Pictures stay out of your copy, but everything else in the records below must be repeated exactly.
==================================================
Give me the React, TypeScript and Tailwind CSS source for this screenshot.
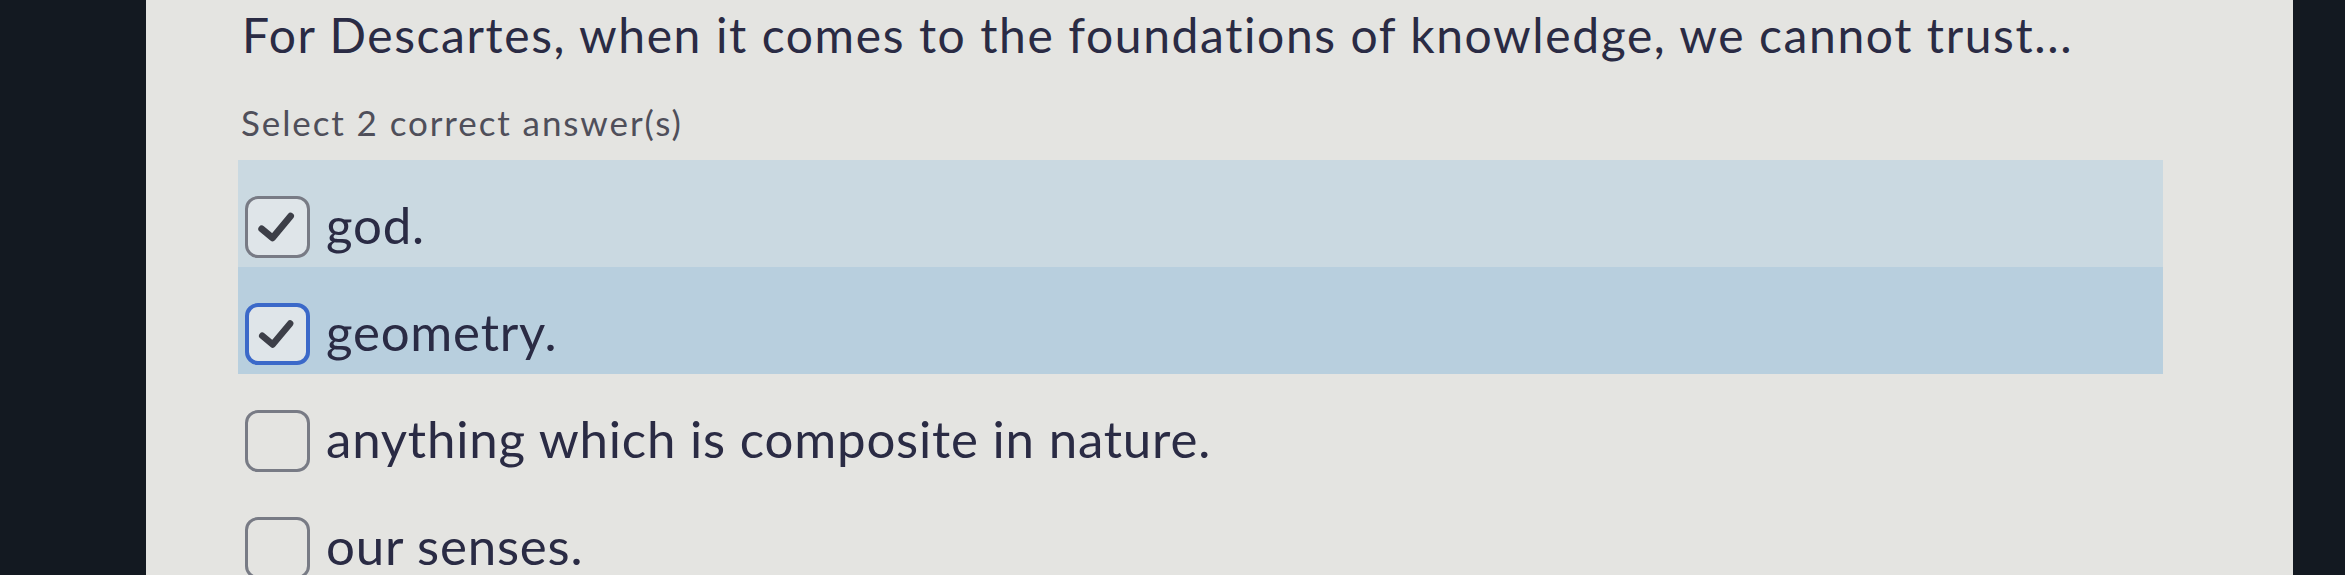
import React from "react";

type Opt = { label: string; checked: boolean; bg: string; focus: boolean };

const options: Opt[] = [
  { label: "god.", checked: true, bg: "bg-[#cad9e1]", focus: false },
  { label: "geometry.", checked: true, bg: "bg-[#b8cfde]", focus: true },
  { label: "anything which is composite in nature.", checked: false, bg: "", focus: false },
  { label: "our senses.", checked: false, bg: "", focus: false },
];

function Check() {
  return (
    <svg viewBox="0 0 65 62" className="w-full h-full">
      <path
        d="M15 33 L27 43 L47 19"
        fill="none"
        stroke="#3d3f48"
        strokeWidth="7.5"
        strokeLinecap="round"
        strokeLinejoin="round"
      />
    </svg>
  );
}

export default function App() {
  return (
    <div className="flex h-[575px] w-[2345px] overflow-hidden" style={{ fontFamily: "Lato, 'Noto Sans', sans-serif" }}>
      <div className="w-[146px] shrink-0 bg-[#131921]" />
      <div className="flex-1 bg-[#e4e4e1] pl-[92px] pt-[6px]">
        <h1 className="pl-[4px] text-[48px] leading-[1.2] font-normal text-[#2a2b44] tracking-[1.6px]">
          For Descartes, when it comes to the foundations of knowledge, we cannot trust...
        </h1>
        <p className="mt-[37px] pl-[3px] text-[35px] leading-[1.2] text-[#4f4f5a] tracking-[1.9px]">
          Select 2 correct answer(s)
        </p>
        <div className="mt-[17px] w-[1925px] flex flex-col">
          {options.map((o) => (
            <div key={o.label} className={`h-[107px] flex items-start pt-[36px] pl-[7px] ${o.bg}`}>
              <div className="flex items-center gap-[16px]">
                <div
                  className={`w-[65px] h-[62px] shrink-0 rounded-[13px] ${o.checked ? "bg-[#dfe5e9]" : "bg-transparent"} ${
                    o.focus ? "border-[4px] border-[#3b69c9]" : "border-[3px] border-[#787b85]"
                  }`}
                >
                  {o.checked && <Check />}
                </div>
                <span className="text-[51px] leading-none text-[#2a2b44] tracking-[0.8px] -mt-[4px]">{o.label}</span>
              </div>
            </div>
          ))}
        </div>
      </div>
      <div className="w-[52px] shrink-0 bg-[#131921]" />
    </div>
  );
}
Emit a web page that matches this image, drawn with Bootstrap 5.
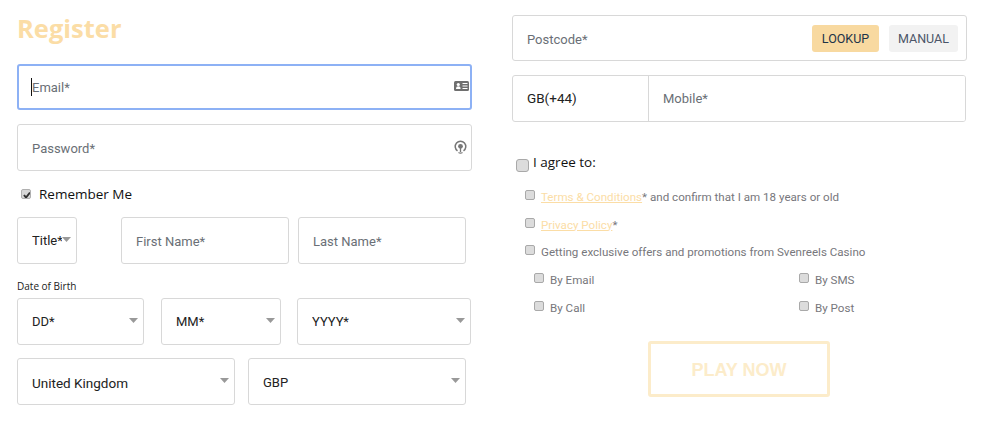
==================================================
**Finished exercise:**
Give me the React, TypeScript and Tailwind CSS source for this screenshot.
import React from "react";

type Opt = { label: string; checked: boolean; bg: string; focus: boolean };

const options: Opt[] = [
  { label: "god.", checked: true, bg: "bg-[#cad9e1]", focus: false },
  { label: "geometry.", checked: true, bg: "bg-[#b8cfde]", focus: true },
  { label: "anything which is composite in nature.", checked: false, bg: "", focus: false },
  { label: "our senses.", checked: false, bg: "", focus: false },
];

function Check() {
  return (
    <svg viewBox="0 0 65 62" className="w-full h-full">
      <path
        d="M15 33 L27 43 L47 19"
        fill="none"
        stroke="#3d3f48"
        strokeWidth="7.5"
        strokeLinecap="round"
        strokeLinejoin="round"
      />
    </svg>
  );
}

export default function App() {
  return (
    <div className="flex h-[575px] w-[2345px] overflow-hidden" style={{ fontFamily: "Lato, 'Noto Sans', sans-serif" }}>
      <div className="w-[146px] shrink-0 bg-[#131921]" />
      <div className="flex-1 bg-[#e4e4e1] pl-[92px] pt-[6px]">
        <h1 className="pl-[4px] text-[48px] leading-[1.2] font-normal text-[#2a2b44] tracking-[1.6px]">
          For Descartes, when it comes to the foundations of knowledge, we cannot trust...
        </h1>
        <p className="mt-[37px] pl-[3px] text-[35px] leading-[1.2] text-[#4f4f5a] tracking-[1.9px]">
          Select 2 correct answer(s)
        </p>
        <div className="mt-[17px] w-[1925px] flex flex-col">
          {options.map((o) => (
            <div key={o.label} className={`h-[107px] flex items-start pt-[36px] pl-[7px] ${o.bg}`}>
              <div className="flex items-center gap-[16px]">
                <div
                  className={`w-[65px] h-[62px] shrink-0 rounded-[13px] ${o.checked ? "bg-[#dfe5e9]" : "bg-transparent"} ${
                    o.focus ? "border-[4px] border-[#3b69c9]" : "border-[3px] border-[#787b85]"
                  }`}
                >
                  {o.checked && <Check />}
                </div>
                <span className="text-[51px] leading-none text-[#2a2b44] tracking-[0.8px] -mt-[4px]">{o.label}</span>
              </div>
            </div>
          ))}
        </div>
      </div>
      <div className="w-[52px] shrink-0 bg-[#131921]" />
    </div>
  );
}
Emit a web page that matches this image, drawn with Bootstrap 5.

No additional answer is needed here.